PERSPECTIVES → OUTLOOK Issue 917 · June 29, 2022

Close Encounters

The better one knows someone, the less aware one is of his group identity

Close Encounters

 

For someone like me who enjoys meeting new people, having my photo in Mishpacha each week is a blessing, as I’m often approached out of the blue by complete strangers.

On a recent trip to New York, I was waiting for the Monsey bus at a chassidishe beis medrash on 18th Avenue in Boro Park, when someone approached me excitedly. “You’re Yonoson Rosenblum! I’ve been reading you for decades.”

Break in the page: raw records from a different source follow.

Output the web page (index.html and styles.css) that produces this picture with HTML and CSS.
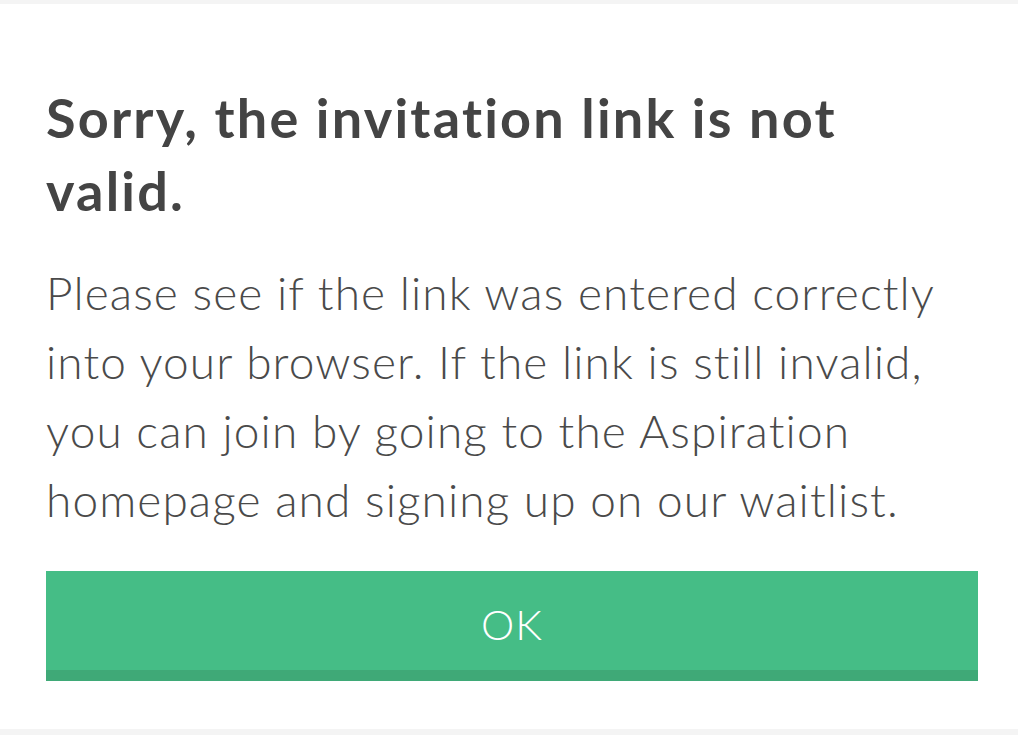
FILE: index.html
```html
<!DOCTYPE html>
<html>
<head>
<meta charset="utf-8">
<link rel="stylesheet" href="styles.css">
</head>
<body>
<div class="card">
  <h1 class="title">Sorry, the invitation link is not valid.</h1>
  <p class="message">Please see if the link was entered correctly into your browser. If the link is still invalid, you can join by going to the Aspiration homepage and signing up on our waitlist.</p>
  <button class="ok-button">OK</button>
</div>
</body>
</html>
```
FILE: styles.css
```css
html, body {
  margin: 0;
  padding: 0;
  background: #f4f4f4;
  height: 735px;
  overflow: hidden;
}
body {
  padding-top: 4px;
  box-sizing: border-box;
}
.card {
  background: #ffffff;
  height: 725px;
  box-sizing: border-box;
  padding: 77px 40px 0 46px;
  font-family: Lato, "Liberation Sans", sans-serif;
  color: #464646;
}
.title {
  margin: 0;
  max-width: 880px;
  font-size: 54px;
  font-weight: 700;
  line-height: 73px;
  letter-spacing: 2.2px;
  color: #444444;
}
.message {
  margin: 31px 0 0 0;
  font-size: 46px;
  font-weight: 300;
  line-height: 69px;
  letter-spacing: 1.1px;
  color: #4a4a4a;
}
.ok-button {
  display: block;
  width: 100%;
  margin-top: 37px;
  height: 110px;
  border: none;
  border-bottom: 11px solid #3fa977;
  background: #45bd86;
  color: #ffffff;
  font-family: Lato, "Liberation Sans", sans-serif;
  font-size: 42px;
  font-weight: 300;
  letter-spacing: 1px;
  padding: 6px 0 0 0;
}
```
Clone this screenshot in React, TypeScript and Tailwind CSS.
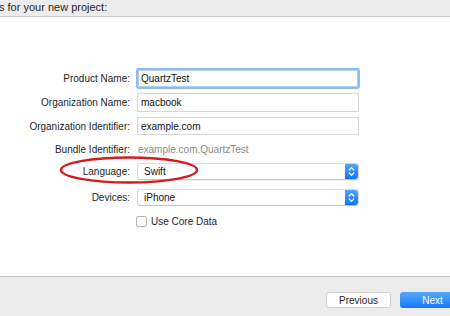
import React from "react";

const font = { fontFamily: '"Liberation Sans", Arial, sans-serif' };

function Label({ children }: { children: React.ReactNode }) {
  return <div className="w-[131px] shrink-0 text-right pr-[1px] text-[10px] text-[#262626]">{children}</div>;
}

function Stepper() {
  return (
    <div className="w-[13px] self-stretch rounded-r-[3px] bg-gradient-to-b from-[#4ea4ff] to-[#0b73f5] flex items-center justify-center">
      <svg width="7" height="11" viewBox="0 0 7 11" fill="none" stroke="white" strokeWidth="1.2" strokeLinecap="round" strokeLinejoin="round">
        <path d="M1.2 4 L3.5 1.7 L5.8 4" />
        <path d="M1.2 7 L3.5 9.3 L5.8 7" />
      </svg>
    </div>
  );
}

export default function App() {
  return (
    <div className="relative w-[450px] h-[316px] overflow-hidden bg-white flex flex-col" style={font}>
      <div className="h-[17px] shrink-0 bg-[#ececec] border-b border-[#c6c6c6] text-[11px] leading-[14px] text-[#262626] -ml-[1px]">
        s for your new project:
      </div>
      <div className="flex-1 bg-white flex flex-col pt-[51px]">
        <div className="flex items-center h-[21px]">
          <Label>Product Name:</Label>
          <div className="ml-[5px] w-[224px] h-[21px] rounded-[3px] border-[2px] border-[#8cbcf2] bg-white flex items-center">
            <div className="flex-1 h-full border border-[#b7cde8] flex items-center pl-[2px] text-[10px] text-[#111]">QuartzTest</div>
          </div>
        </div>
        <div className="flex items-center mt-[4px] h-[19px]">
          <Label>Organization Name:</Label>
          <div className="ml-[6px] w-[222px] h-[19px] border border-[#d6d6d6] bg-white flex items-center pl-[3px] text-[10px] text-[#111]">macbook</div>
        </div>
        <div className="flex items-center mt-[5px] h-[18px]">
          <Label>Organization Identifier:</Label>
          <div className="ml-[6px] w-[222px] h-[18px] border border-[#d6d6d6] bg-white flex items-center pl-[3px] text-[10px] text-[#111]">example.com</div>
        </div>
        <div className="flex items-center mt-[5px] h-[18px]">
          <Label>Bundle Identifier:</Label>
          <div className="ml-[7px] text-[10px] text-[#8a8a8a]">example.com.QuartzTest</div>
        </div>
        <div className="flex items-center mt-[4px] h-[18px]">
          <Label>Language:</Label>
          <div className="ml-[6px] w-[222px] h-[17px] rounded-[3px] border border-[#dcdcdc] border-b-[#c4c4c4] bg-white flex items-stretch shadow-[0_1px_0_rgba(0,0,0,0.05)]">
            <div className="flex-1 flex items-center pl-[6px] text-[10px] text-[#111]">Swift</div>
            <Stepper />
          </div>
        </div>
        <div className="flex items-center mt-[8px] h-[18px]">
          <Label>Devices:</Label>
          <div className="ml-[6px] w-[222px] h-[17px] rounded-[3px] border border-[#dcdcdc] border-b-[#c4c4c4] bg-white flex items-stretch">
            <div className="flex-1 flex items-center pl-[6px] text-[10px] text-[#111]">iPhone</div>
            <Stepper />
          </div>
        </div>
        <div className="flex items-center mt-[8px] h-[14px]">
          <div className="w-[136px] shrink-0" />
          <div className="w-[11px] h-[11px] rounded-[2px] border border-[#b4b4b4] bg-white" />
          <div className="ml-[4px] text-[10px] text-[#262626]">Use Core Data</div>
        </div>
      </div>
      <div className="h-[40px] shrink-0 bg-[#ececec] border-t border-[#c2c2c2] flex items-start pt-[15px]">
        <div className="ml-[326px] w-[65px] shrink-0 h-[16px] rounded-[3px] border border-[#cfcfcf] bg-white flex items-center justify-center text-[10px] text-[#262626]">
          Previous
        </div>
        <div className="ml-[9px] w-[65px] shrink-0 h-[16px] rounded-[3px] bg-gradient-to-b from-[#56a8fd] to-[#1078fb] flex items-center justify-center text-[10px] text-white">
          Next
        </div>
      </div>
      <svg className="absolute left-[57px] top-[154px]" width="144" height="32" viewBox="0 0 144 32">
        <ellipse cx="72" cy="16" rx="68" ry="12.5" fill="none" stroke="#d81a1f" strokeWidth="2.4" />
      </svg>
    </div>
  );
}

He proceeded to prove his point by referring to a column published ten years ago about a pamphlet on the state of our communal emunah written by Rabbi David Sapirman of Toronto. The article, he told me, has had a major impact on his thinking. Rabbi Sapirman wrote that many yeshivaleit today are on a conveyor belt with respect to issues of emunah. As long as everything is going well, and they don’t have to confront any challenges to their faith, they experience no emunah issues. But, in reality, they “neither believe nor disbelieve.”

The chassidish yungerman, Yitzchak, described a movie he had made, for a yeshivah fundraiser, in which he substituted the metaphor of a train for the conveyor belt. (Soon after our meeting, he sent me several of his short films, including one on tefillin.)